Data:

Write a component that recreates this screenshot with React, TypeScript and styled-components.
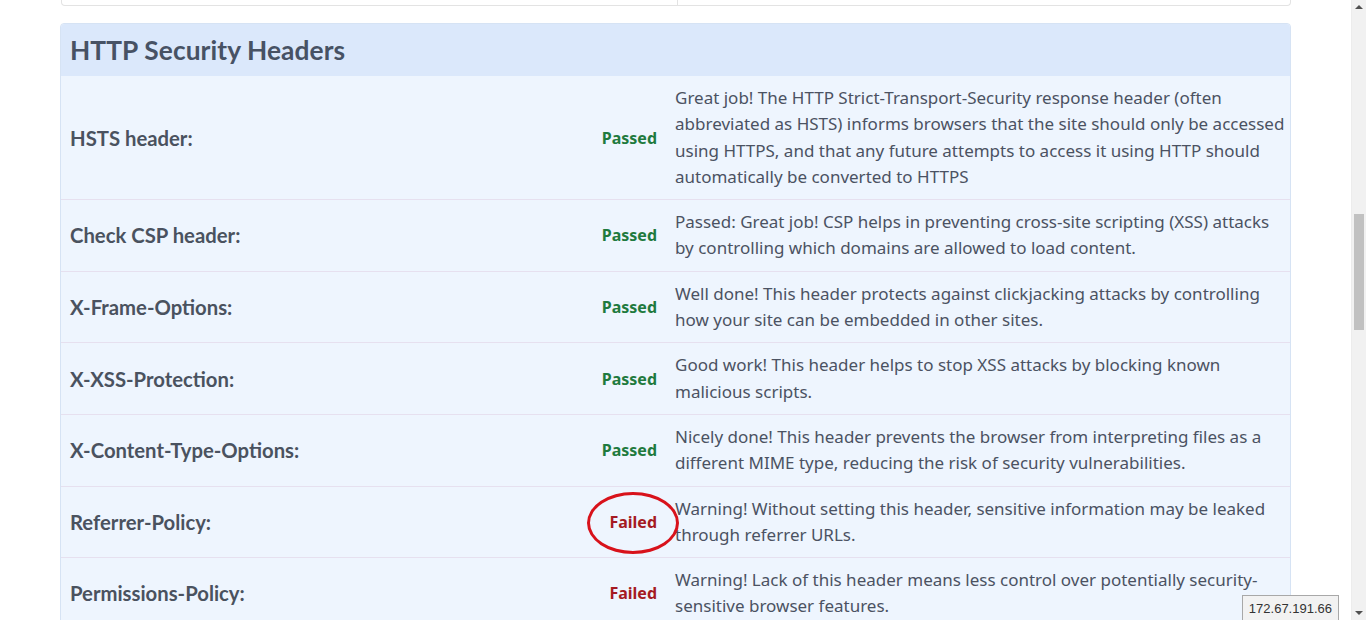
import styled, { createGlobalStyle } from 'styled-components'

const GlobalStyle = createGlobalStyle`
  html, body {
    margin: 0;
    padding: 0;
    background: #ffffff;
  }
  body {
    font-family: "Noto Sans", "Open Sans", sans-serif;
    color: #4a5160;
  }
`;

const Screen = styled.div`
  height: 100vh;
  display: flex;
  overflow: hidden;
`;

const Page = styled.main`
  flex: 1;
  min-width: 0;
  padding: 0 60px;
  overflow: hidden;
`;

const PrevCard = styled.div`
  height: 5px;
  display: grid;
  grid-template-columns: 615px 1fr;
  border: 1px solid #e3e3e3;
  border-top: none;
  border-radius: 0 0 4px 4px;
  margin: 0 0 17px 1px;
`;

const PrevCell = styled.div`
  & + & {
    border-left: 1px solid #e3e3e3;
  }
`;

const Card = styled.section`
  border: 1px solid #d6e3f4;
  border-radius: 4px;
  background: #eef5fe;
`;

const CardHeader = styled.header`
  background: #dbe8fb;
  height: 52px;
  display: flex;
  align-items: center;
  padding: 0 9px;
  border-radius: 4px 4px 0 0;
`;

const Title = styled.h2`
  margin: 0;
  font-family: Lato, "Noto Sans", sans-serif;
  font-weight: 700;
  font-size: 26.3px;
  color: #475264;
  letter-spacing: 0.1px;
`;

const Row = styled.div`
  display: grid;
  grid-template-columns: 1fr 150px 623px;
  align-items: center;
  & + & {
    border-top: 1px solid #e6e0ef;
  }
`;

const Label = styled.div`
  padding: 0 9px;
  font-family: Lato, "Noto Sans", sans-serif;
  font-weight: 700;
  font-size: 20.3px;
  color: #4a525f;
`;

const StatusCell = styled.div`
  position: relative;
  text-align: right;
  padding-right: 10px;
`;

const Status = styled.span<{ $ok: boolean }>`
  font-weight: 700;
  font-size: 16px;
  color: ${p => (p.$ok ? '#1f7a3e' : '#a51a22')};
`;

const Circle = styled.span`
  position: absolute;
  right: -12px;
  top: 50%;
  margin-top: -30px;
  width: 86px;
  height: 56px;
  border: 3px solid #d8121b;
  border-radius: 50%;
  pointer-events: none;
`;

const Desc = styled.div`
  padding: 9px 2px 9px 8px;
  font-size: 17px;
  line-height: 26.3px;
  color: #4b5262;
`;

const ScrollTrack = styled.div`
  width: 15px;
  flex-shrink: 0;
  background: #f1f1f1;
  border-left: 1px solid #ececec;
  display: flex;
  flex-direction: column;
  align-items: center;
  padding: 5px 0;
  box-sizing: border-box;
`;

const Arrow = styled.div<{ $down?: boolean }>`
  width: 0;
  height: 0;
  border-left: 4px solid transparent;
  border-right: 4px solid transparent;
  ${p => (p.$down ? 'border-top: 4px solid #505050;' : 'border-bottom: 4px solid #505050;')}
`;

const ThumbArea = styled.div`
  flex: 1;
  width: 100%;
  padding: 0 2px;
  box-sizing: border-box;
`;

const Thumb = styled.div`
  margin-top: 205px;
  height: 116px;
  background: #c1c1c1;
`;

const StatusTip = styled.div`
  position: fixed;
  right: 27px;
  bottom: 0;
  height: 24px;
  padding: 0 6px;
  display: flex;
  align-items: center;
  background: #f2f2f2;
  border: 1px solid #a8a8a8;
  border-bottom: none;
  font-family: "Liberation Sans", Arial, sans-serif;
  font-size: 13px;
  color: #333;
`;

type Check = { name: string; ok: boolean; text: string; mark?: boolean };

const checks: Check[] = [
  {
    name: 'HSTS header:',
    ok: true,
    text: 'Great job! The HTTP Strict-Transport-Security response header (often abbreviated as HSTS) informs browsers that the site should only be accessed using HTTPS, and that any future attempts to access it using HTTP should automatically be converted to HTTPS',
  },
  {
    name: 'Check CSP header:',
    ok: true,
    text: 'Passed: Great job! CSP helps in preventing cross-site scripting (XSS) attacks by controlling which domains are allowed to load content.',
  },
  {
    name: 'X-Frame-Options:',
    ok: true,
    text: 'Well done! This header protects against clickjacking attacks by controlling how your site can be embedded in other sites.',
  },
  {
    name: 'X-XSS-Protection:',
    ok: true,
    text: 'Good work! This header helps to stop XSS attacks by blocking known malicious scripts.',
  },
  {
    name: 'X-Content-Type-Options:',
    ok: true,
    text: 'Nicely done! This header prevents the browser from interpreting files as a different MIME type, reducing the risk of security vulnerabilities.',
  },
  {
    name: 'Referrer-Policy:',
    ok: false,
    mark: true,
    text: 'Warning! Without setting this header, sensitive information may be leaked through referrer URLs.',
  },
  {
    name: 'Permissions-Policy:',
    ok: false,
    text: 'Warning! Lack of this header means less control over potentially security-sensitive browser features.',
  },
];

export default function App() {
  return (
    <Screen>
      <GlobalStyle />
      <Page>
        <PrevCard>
          <PrevCell />
          <PrevCell />
        </PrevCard>
        <Card>
          <CardHeader>
            <Title>HTTP Security Headers</Title>
          </CardHeader>
          {checks.map(c => (
            <Row key={c.name}>
              <Label>{c.name}</Label>
              <StatusCell>
                <Status $ok={c.ok}>{c.ok ? 'Passed' : 'Failed'}</Status>
                {c.mark && <Circle />}
              </StatusCell>
              <Desc>{c.text}</Desc>
            </Row>
          ))}
        </Card>
      </Page>
      <ScrollTrack>
        <Arrow />
        <ThumbArea>
          <Thumb />
        </ThumbArea>
        <Arrow $down />
      </ScrollTrack>
      <StatusTip>172.67.191.66</StatusTip>
    </Screen>
  )
}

What is being asked: Retype each line of the listing above word for word. Exclude the pictures.

Solution for this problem:
Write a component that recreates this screenshot with React, TypeScript and styled-components.
import styled, { createGlobalStyle } from 'styled-components'

const GlobalStyle = createGlobalStyle`
  html, body {
    margin: 0;
    padding: 0;
    background: #ffffff;
  }
  body {
    font-family: "Noto Sans", "Open Sans", sans-serif;
    color: #4a5160;
  }
`;

const Screen = styled.div`
  height: 100vh;
  display: flex;
  overflow: hidden;
`;

const Page = styled.main`
  flex: 1;
  min-width: 0;
  padding: 0 60px;
  overflow: hidden;
`;

const PrevCard = styled.div`
  height: 5px;
  display: grid;
  grid-template-columns: 615px 1fr;
  border: 1px solid #e3e3e3;
  border-top: none;
  border-radius: 0 0 4px 4px;
  margin: 0 0 17px 1px;
`;

const PrevCell = styled.div`
  & + & {
    border-left: 1px solid #e3e3e3;
  }
`;

const Card = styled.section`
  border: 1px solid #d6e3f4;
  border-radius: 4px;
  background: #eef5fe;
`;

const CardHeader = styled.header`
  background: #dbe8fb;
  height: 52px;
  display: flex;
  align-items: center;
  padding: 0 9px;
  border-radius: 4px 4px 0 0;
`;

const Title = styled.h2`
  margin: 0;
  font-family: Lato, "Noto Sans", sans-serif;
  font-weight: 700;
  font-size: 26.3px;
  color: #475264;
  letter-spacing: 0.1px;
`;

const Row = styled.div`
  display: grid;
  grid-template-columns: 1fr 150px 623px;
  align-items: center;
  & + & {
    border-top: 1px solid #e6e0ef;
  }
`;

const Label = styled.div`
  padding: 0 9px;
  font-family: Lato, "Noto Sans", sans-serif;
  font-weight: 700;
  font-size: 20.3px;
  color: #4a525f;
`;

const StatusCell = styled.div`
  position: relative;
  text-align: right;
  padding-right: 10px;
`;

const Status = styled.span<{ $ok: boolean }>`
  font-weight: 700;
  font-size: 16px;
  color: ${p => (p.$ok ? '#1f7a3e' : '#a51a22')};
`;

const Circle = styled.span`
  position: absolute;
  right: -12px;
  top: 50%;
  margin-top: -30px;
  width: 86px;
  height: 56px;
  border: 3px solid #d8121b;
  border-radius: 50%;
  pointer-events: none;
`;

const Desc = styled.div`
  padding: 9px 2px 9px 8px;
  font-size: 17px;
  line-height: 26.3px;
  color: #4b5262;
`;

const ScrollTrack = styled.div`
  width: 15px;
  flex-shrink: 0;
  background: #f1f1f1;
  border-left: 1px solid #ececec;
  display: flex;
  flex-direction: column;
  align-items: center;
  padding: 5px 0;
  box-sizing: border-box;
`;

const Arrow = styled.div<{ $down?: boolean }>`
  width: 0;
  height: 0;
  border-left: 4px solid transparent;
  border-right: 4px solid transparent;
  ${p => (p.$down ? 'border-top: 4px solid #505050;' : 'border-bottom: 4px solid #505050;')}
`;

const ThumbArea = styled.div`
  flex: 1;
  width: 100%;
  padding: 0 2px;
  box-sizing: border-box;
`;

const Thumb = styled.div`
  margin-top: 205px;
  height: 116px;
  background: #c1c1c1;
`;

const StatusTip = styled.div`
  position: fixed;
  right: 27px;
  bottom: 0;
  height: 24px;
  padding: 0 6px;
  display: flex;
  align-items: center;
  background: #f2f2f2;
  border: 1px solid #a8a8a8;
  border-bottom: none;
  font-family: "Liberation Sans", Arial, sans-serif;
  font-size: 13px;
  color: #333;
`;

type Check = { name: string; ok: boolean; text: string; mark?: boolean };

const checks: Check[] = [
  {
    name: 'HSTS header:',
    ok: true,
    text: 'Great job! The HTTP Strict-Transport-Security response header (often abbreviated as HSTS) informs browsers that the site should only be accessed using HTTPS, and that any future attempts to access it using HTTP should automatically be converted to HTTPS',
  },
  {
    name: 'Check CSP header:',
    ok: true,
    text: 'Passed: Great job! CSP helps in preventing cross-site scripting (XSS) attacks by controlling which domains are allowed to load content.',
  },
  {
    name: 'X-Frame-Options:',
    ok: true,
    text: 'Well done! This header protects against clickjacking attacks by controlling how your site can be embedded in other sites.',
  },
  {
    name: 'X-XSS-Protection:',
    ok: true,
    text: 'Good work! This header helps to stop XSS attacks by blocking known malicious scripts.',
  },
  {
    name: 'X-Content-Type-Options:',
    ok: true,
    text: 'Nicely done! This header prevents the browser from interpreting files as a different MIME type, reducing the risk of security vulnerabilities.',
  },
  {
    name: 'Referrer-Policy:',
    ok: false,
    mark: true,
    text: 'Warning! Without setting this header, sensitive information may be leaked through referrer URLs.',
  },
  {
    name: 'Permissions-Policy:',
    ok: false,
    text: 'Warning! Lack of this header means less control over potentially security-sensitive browser features.',
  },
];

export default function App() {
  return (
    <Screen>
      <GlobalStyle />
      <Page>
        <PrevCard>
          <PrevCell />
          <PrevCell />
        </PrevCard>
        <Card>
          <CardHeader>
            <Title>HTTP Security Headers</Title>
          </CardHeader>
          {checks.map(c => (
            <Row key={c.name}>
              <Label>{c.name}</Label>
              <StatusCell>
                <Status $ok={c.ok}>{c.ok ? 'Passed' : 'Failed'}</Status>
                {c.mark && <Circle />}
              </StatusCell>
              <Desc>{c.text}</Desc>
            </Row>
          ))}
        </Card>
      </Page>
      <ScrollTrack>
        <Arrow />
        <ThumbArea>
          <Thumb />
        </ThumbArea>
        <Arrow $down />
      </ScrollTrack>
      <StatusTip>172.67.191.66</StatusTip>
    </Screen>
  )
}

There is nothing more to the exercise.